The exercise → Go through the listing and set it down exactly, leaving out its pictures.
------------------------------------------------------------
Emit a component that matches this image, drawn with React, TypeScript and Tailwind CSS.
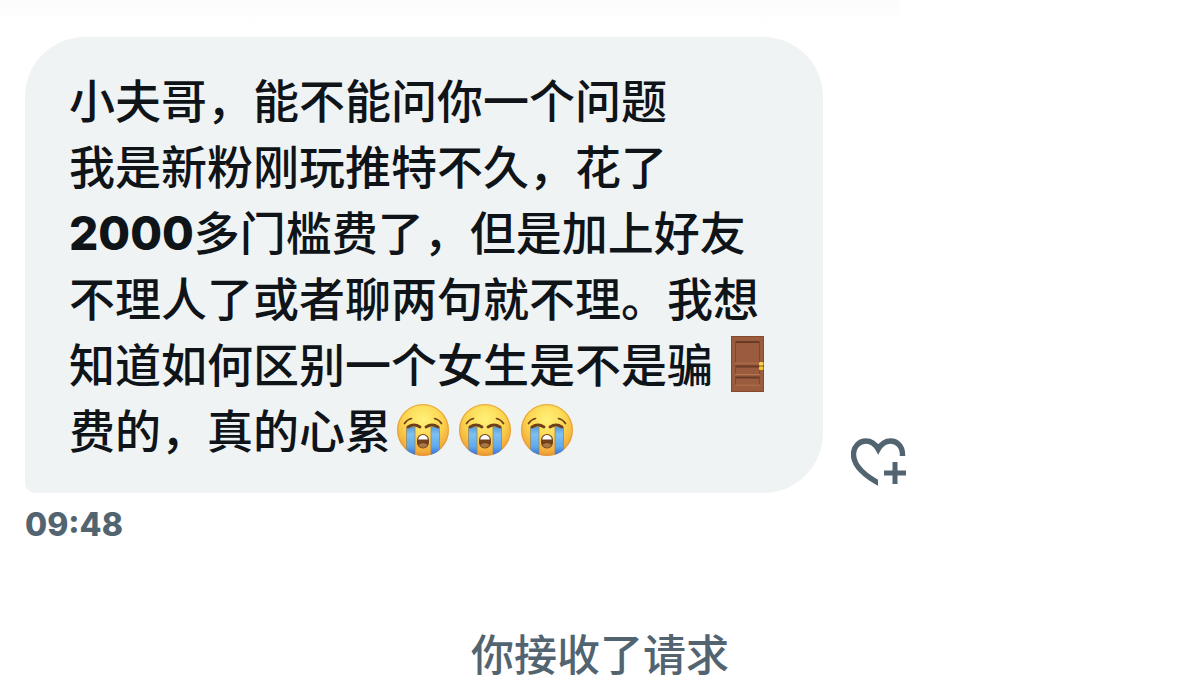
import type { ReactNode } from "react";

const CryingFace = () => (
  <svg
    viewBox="0 0 62 54"
    className="inline-block h-[54px] w-[62px] align-[-9px]"
    role="img"
    aria-label="😭"
  >
    <defs>
      <radialGradient id="face" cx="0.5" cy="0.3" r="0.72">
        <stop offset="0" stopColor="#fff27a" />
        <stop offset="0.5" stopColor="#fcd650" />
        <stop offset="0.85" stopColor="#f3ac3a" />
        <stop offset="1" stopColor="#e58b2c" />
      </radialGradient>
      <linearGradient id="tears" x1="0" y1="0" x2="0" y2="1">
        <stop offset="0" stopColor="#5b9fd8" />
        <stop offset="0.25" stopColor="#7fc0f2" />
        <stop offset="0.65" stopColor="#5fa9ec" />
        <stop offset="1" stopColor="#2c62d4" />
      </linearGradient>
      <clipPath id="faceClip">
        <circle cx="32" cy="27" r="26" />
      </clipPath>
    </defs>
    <circle cx="32" cy="27" r="26" fill="url(#face)" />
    <circle cx="32" cy="27" r="25.3" fill="none" stroke="#e29a3c" strokeWidth="1.2" opacity="0.7" />
    <g clipPath="url(#faceClip)">
      <path d="M15.5 24H24v30h-8.5zM40 24h8.500v30H40z" fill="url(#tears)" />
      <path d="M15.5 24v30M24 24v30M40 24v30M48.5 24v30" stroke="#8f8a66" strokeWidth="0.8" />
    </g>
    <g fill="none" stroke="#70401b" strokeLinecap="round">
      <path d="M13.5 20.5q2.500-4 7-5M50.500 20.500q-2.500-4-7-5" strokeWidth="1.700" />
      <path d="M17 24q6-4 12 0M47 24q-6-4-12 0" strokeWidth="2.800" />
    </g>
    <rect x="26" y="31" width="12" height="14.500" rx="6" fill="#72401b" />
    <path d="M27.500 42c2-2.300 7-2.300 9 0-2 3.500-7 3.500-9 0z" fill="#a97846" />
    <path d="M27.200 36.500c.5-6 9.100-6 9.600 0z" fill="#fff" />
  </svg>
);

const Door = () => (
  <svg
    viewBox="0 0 62 56"
    className="inline-block h-[56px] w-[62px] align-[-10px]"
    role="img"
    aria-label="🚪"
  >
    <rect x="18" y="0" width="33" height="56" rx="0.8" fill="#9a5c3d" />
    <rect x="18.5" y="0.5" width="32" height="55" fill="none" stroke="#84492f" />
    <g fill="#9a5b3e">
      <rect x="22" y="5" width="25" height="22" />
      <rect x="22" y="29.5" width="25" height="8.5" />
      <rect x="22" y="40.5" width="25" height="8.5" />
    </g>
    <path d="M22 6h25M22 30.500h25M22 41.500h25" stroke="#6b3a27" strokeWidth="2.200" />
    <path d="M22.500 5v21.500M46.500 5v21.500M22.500 30v8M46.500 30v8M22.500 41v8M46.500 41v8" stroke="#7e4930" />
    <path d="M22 27.200h25M22 38.500h25M22 49.200h25" stroke="#b47855" strokeWidth="0.9" />
    <rect x="46" y="26" width="4" height="8.500" rx="1" fill="#936518" />
    <rect x="46" y="26" width="4.500" height="3.500" rx="1.200" fill="#f6d24c" />
    <rect x="46" y="30.500" width="4.500" height="3.500" rx="1.200" fill="#f3c82f" />
  </svg>
);

const HeartPlus = () => (
  <svg viewBox="1 0 56 50" className="h-[50px] w-14" fill="none" stroke="currentColor" aria-hidden="true">
    <clipPath id="heartCut">
      <path d="M0 0h57v19H28v31H0z" />
    </clipPath>
    <path
      d="M34 49C13 38.500 3.500 28.500 3.500 17.500 3.500 9 9.500 4 16 4c5 0 9 2.500 12.200 8.200C31.500 6.500 35.500 4 40.500 4c6.500 0 12 5 12 13.500V22"
      strokeWidth="5.4"
      clipPath="url(#heartCut)"
    />
    <path d="M45 25v22M34 36h22" strokeWidth="5" />
  </svg>
);

const Bubble = ({ children }: { children: ReactNode }) => (
  <div className="w-[798px] rounded-[60px] rounded-bl-[10px] bg-[#eff3f4] px-11 pt-7 pb-8">
    <p className="text-[46px] leading-[66px] font-medium text-[#0f1419]">{children}</p>
  </div>
);

const App = () => {
  return (
    <main className="min-h-screen bg-white font-['Noto_Sans_CJK_SC',sans-serif]">
      <div className="h-6 w-3/4 bg-linear-to-b from-[#fcfcfc] to-white" />

      <div className="flex flex-col pt-[13px] pl-[25px]">
        <div className="flex items-end gap-7">
          <Bubble>
            小夫哥，能不能问你一个问题
            <br />
            我是新粉刚玩推特不久，花了
            <span className="font-['Inter',sans-serif] leading-none font-extrabold">2000</span>
            多门槛费了，但是加上好友不理人了或者聊两句就不理。我想知道如何区别一个女生是不是骗
            <Door />
            费的，真的心累
            <CryingFace />
            <CryingFace />
            <CryingFace />
          </Bubble>
          <button type="button" aria-label="添加心情" className="mb-1.5 shrink-0 text-[#536471]">
            <HeartPlus />
          </button>
        </div>
        <time className="mt-3 font-['Inter',sans-serif] text-[32px] leading-10 font-extrabold text-[#536471]">
          09:48
        </time>
      </div>

      <p className="mt-19 text-center text-[43px] leading-[62px] font-medium text-[#536471]">你接收了请求</p>
    </main>
  );
};

export default App;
------------------------------------------------------------
Response to the task →
Emit a component that matches this image, drawn with React, TypeScript and Tailwind CSS.
import type { ReactNode } from "react";

const CryingFace = () => (
  <svg
    viewBox="0 0 62 54"
    className="inline-block h-[54px] w-[62px] align-[-9px]"
    role="img"
    aria-label="😭"
  >
    <defs>
      <radialGradient id="face" cx="0.5" cy="0.3" r="0.72">
        <stop offset="0" stopColor="#fff27a" />
        <stop offset="0.5" stopColor="#fcd650" />
        <stop offset="0.85" stopColor="#f3ac3a" />
        <stop offset="1" stopColor="#e58b2c" />
      </radialGradient>
      <linearGradient id="tears" x1="0" y1="0" x2="0" y2="1">
        <stop offset="0" stopColor="#5b9fd8" />
        <stop offset="0.25" stopColor="#7fc0f2" />
        <stop offset="0.65" stopColor="#5fa9ec" />
        <stop offset="1" stopColor="#2c62d4" />
      </linearGradient>
      <clipPath id="faceClip">
        <circle cx="32" cy="27" r="26" />
      </clipPath>
    </defs>
    <circle cx="32" cy="27" r="26" fill="url(#face)" />
    <circle cx="32" cy="27" r="25.3" fill="none" stroke="#e29a3c" strokeWidth="1.2" opacity="0.7" />
    <g clipPath="url(#faceClip)">
      <path d="M15.5 24H24v30h-8.5zM40 24h8.500v30H40z" fill="url(#tears)" />
      <path d="M15.5 24v30M24 24v30M40 24v30M48.5 24v30" stroke="#8f8a66" strokeWidth="0.8" />
    </g>
    <g fill="none" stroke="#70401b" strokeLinecap="round">
      <path d="M13.5 20.5q2.500-4 7-5M50.500 20.500q-2.500-4-7-5" strokeWidth="1.700" />
      <path d="M17 24q6-4 12 0M47 24q-6-4-12 0" strokeWidth="2.800" />
    </g>
    <rect x="26" y="31" width="12" height="14.500" rx="6" fill="#72401b" />
    <path d="M27.500 42c2-2.300 7-2.300 9 0-2 3.500-7 3.500-9 0z" fill="#a97846" />
    <path d="M27.200 36.500c.5-6 9.100-6 9.600 0z" fill="#fff" />
  </svg>
);

const Door = () => (
  <svg
    viewBox="0 0 62 56"
    className="inline-block h-[56px] w-[62px] align-[-10px]"
    role="img"
    aria-label="🚪"
  >
    <rect x="18" y="0" width="33" height="56" rx="0.8" fill="#9a5c3d" />
    <rect x="18.5" y="0.5" width="32" height="55" fill="none" stroke="#84492f" />
    <g fill="#9a5b3e">
      <rect x="22" y="5" width="25" height="22" />
      <rect x="22" y="29.5" width="25" height="8.5" />
      <rect x="22" y="40.5" width="25" height="8.5" />
    </g>
    <path d="M22 6h25M22 30.500h25M22 41.500h25" stroke="#6b3a27" strokeWidth="2.200" />
    <path d="M22.500 5v21.500M46.500 5v21.500M22.500 30v8M46.500 30v8M22.500 41v8M46.500 41v8" stroke="#7e4930" />
    <path d="M22 27.200h25M22 38.500h25M22 49.200h25" stroke="#b47855" strokeWidth="0.9" />
    <rect x="46" y="26" width="4" height="8.500" rx="1" fill="#936518" />
    <rect x="46" y="26" width="4.500" height="3.500" rx="1.200" fill="#f6d24c" />
    <rect x="46" y="30.500" width="4.500" height="3.500" rx="1.200" fill="#f3c82f" />
  </svg>
);

const HeartPlus = () => (
  <svg viewBox="1 0 56 50" className="h-[50px] w-14" fill="none" stroke="currentColor" aria-hidden="true">
    <clipPath id="heartCut">
      <path d="M0 0h57v19H28v31H0z" />
    </clipPath>
    <path
      d="M34 49C13 38.500 3.500 28.500 3.500 17.500 3.500 9 9.500 4 16 4c5 0 9 2.500 12.200 8.200C31.500 6.500 35.500 4 40.500 4c6.500 0 12 5 12 13.500V22"
      strokeWidth="5.4"
      clipPath="url(#heartCut)"
    />
    <path d="M45 25v22M34 36h22" strokeWidth="5" />
  </svg>
);

const Bubble = ({ children }: { children: ReactNode }) => (
  <div className="w-[798px] rounded-[60px] rounded-bl-[10px] bg-[#eff3f4] px-11 pt-7 pb-8">
    <p className="text-[46px] leading-[66px] font-medium text-[#0f1419]">{children}</p>
  </div>
);

const App = () => {
  return (
    <main className="min-h-screen bg-white font-['Noto_Sans_CJK_SC',sans-serif]">
      <div className="h-6 w-3/4 bg-linear-to-b from-[#fcfcfc] to-white" />

      <div className="flex flex-col pt-[13px] pl-[25px]">
        <div className="flex items-end gap-7">
          <Bubble>
            小夫哥，能不能问你一个问题
            <br />
            我是新粉刚玩推特不久，花了
            <span className="font-['Inter',sans-serif] leading-none font-extrabold">2000</span>
            多门槛费了，但是加上好友不理人了或者聊两句就不理。我想知道如何区别一个女生是不是骗
            <Door />
            费的，真的心累
            <CryingFace />
            <CryingFace />
            <CryingFace />
          </Bubble>
          <button type="button" aria-label="添加心情" className="mb-1.5 shrink-0 text-[#536471]">
            <HeartPlus />
          </button>
        </div>
        <time className="mt-3 font-['Inter',sans-serif] text-[32px] leading-10 font-extrabold text-[#536471]">
          09:48
        </time>
      </div>

      <p className="mt-19 text-center text-[43px] leading-[62px] font-medium text-[#536471]">你接收了请求</p>
    </main>
  );
};

export default App;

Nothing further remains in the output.